Differentiating $$x^{3}$$ with respect to $$x$$ gives $$3x^{2}$$. Differentiating $$y^{3}$$ with respect to $$x$$ using the chain rule gives $$3y^{2} \frac{dy}{dx}$$, or $$3y^{2}y'$$. The derivative of a constant (1) is 0.

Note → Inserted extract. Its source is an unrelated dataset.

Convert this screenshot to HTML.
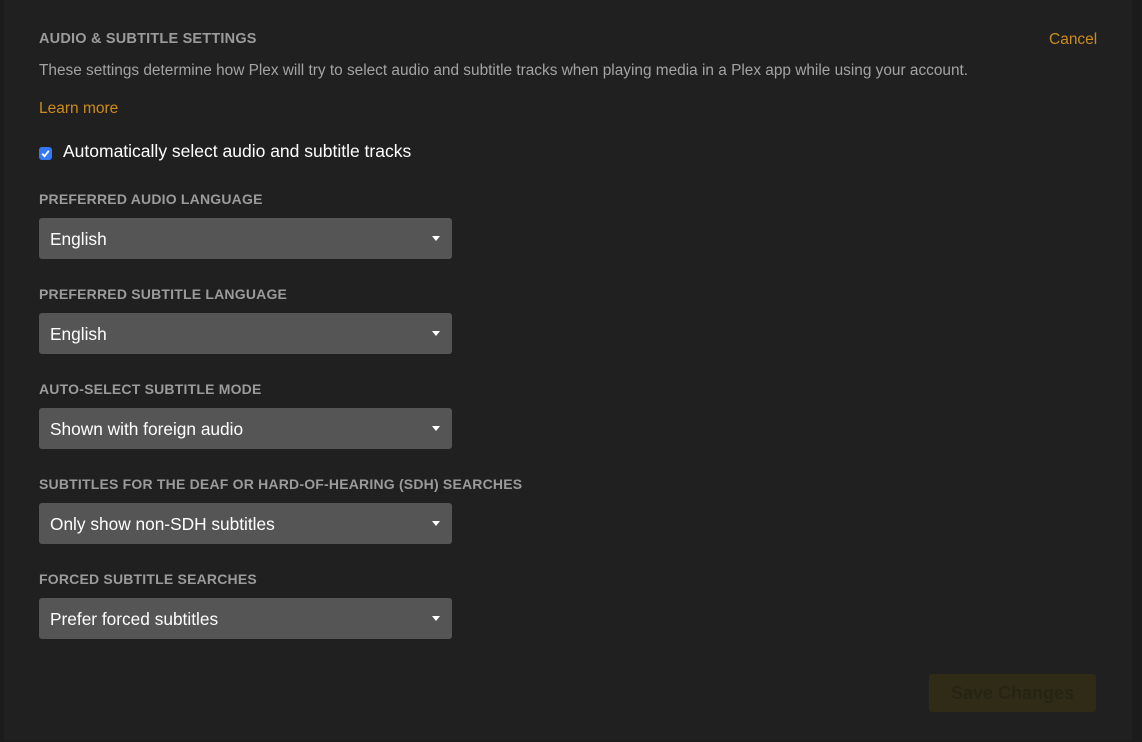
<!DOCTYPE html>
<html><head><meta charset="utf-8"><style>
html,body{margin:0;padding:0;}
body{width:1142px;height:742px;background:#1b1b1b;position:relative;overflow:hidden;font-family:"Liberation Sans",sans-serif;}
.panel{position:absolute;left:4px;top:0;width:1128px;height:740px;background:#202020;}
.abs{position:absolute;white-space:nowrap;}
.h{left:39px;font-size:14px;font-weight:bold;color:#9b9b9b;letter-spacing:0.2px;}
.sel{position:absolute;left:39px;width:413px;height:41px;background:#555;border-radius:3px;color:#fff;font-size:17.3px;}
.sel span{position:absolute;left:11px;top:11px;}
.sel i{position:absolute;right:12px;top:18px;width:0;height:0;border-left:4.5px solid transparent;border-right:4.5px solid transparent;border-top:5px solid #fff;}
</style></head><body>
<div class="panel"></div>
<div class="abs h" style="top:31px;font-size:14.5px">AUDIO &amp; SUBTITLE SETTINGS</div>
<div class="abs" style="left:1049px;top:31px;font-size:15.5px;color:#cc8b1e">Cancel</div>
<div class="abs" style="left:39px;top:62px;font-size:15.4px;color:#a3a3a3">These settings determine how Plex will try to select audio and subtitle tracks when playing media in a Plex app while using your account.</div>
<div class="abs" style="left:39px;top:100px;font-size:15.5px;color:#cc8b1e">Learn more</div>
<div class="abs" style="left:39px;top:147px;width:13px;height:13px;background:#3478f6;border-radius:3px"><svg width="13" height="13" viewBox="0 0 13 13"><path d="M3.2 6.8 L5.5 9.2 L9.8 3.8" stroke="#fff" stroke-width="1.8" fill="none"/></svg></div>
<div class="abs" style="left:63px;top:141px;font-size:17.5px;color:#fff">Automatically select audio and subtitle tracks</div>

<div class="abs h" style="top:191px">PREFERRED AUDIO LANGUAGE</div>
<div class="sel" style="top:218px"><span>English</span><i></i></div>
<div class="abs h" style="top:286px">PREFERRED SUBTITLE LANGUAGE</div>
<div class="sel" style="top:313px"><span>English</span><i></i></div>
<div class="abs h" style="top:381px">AUTO-SELECT SUBTITLE MODE</div>
<div class="sel" style="top:408px"><span>Shown with foreign audio</span><i></i></div>
<div class="abs h" style="top:476px">SUBTITLES FOR THE DEAF OR HARD-OF-HEARING (SDH) SEARCHES</div>
<div class="sel" style="top:503px"><span>Only show non-SDH subtitles</span><i></i></div>
<div class="abs h" style="top:571px">FORCED SUBTITLE SEARCHES</div>
<div class="sel" style="top:598px"><span>Prefer forced subtitles</span><i></i></div>

<div class="abs" style="left:929px;top:674px;width:167px;height:38px;background:#2f2b17;border-radius:3px;color:#262414;font-size:18px;font-weight:bold;text-align:center;line-height:38px">Save Changes</div>
</body></html>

$$3x^{2} + 3y^{2} y' = 0$$

Now, we solve this equation for $$y'$$.

$$3y^{2} y' = -3x^{2}$$

$$y' = \frac{-3x^{2}}{3y^{2}}$$

$$y' = -\frac{x^{2}}{y^{2}}$$

**step2 Calculate the second derivative, $$y''$$, using implicit differentiation**

To find the second derivative $$y''$$, we differentiate the expression for $$y'$$ with respect to $$x$$. We will use the quotient rule for differentiation, which states that if $$f(x) = \frac{u(x)}{v(x)}$$, then $$f'(x) = \frac{u'(x)v(x) - u(x)v'(x)}{[v(x)]^{2}}$$. In our case, $$u = -x^{2}$$ and $$v = y^{2}$$.

$$y'' = \frac{d}{dx}\left(-\frac{x^{2}}{y^{2}}\right)$$

First, find the derivatives of $$u$$ and $$v$$ with respect to $$x$$.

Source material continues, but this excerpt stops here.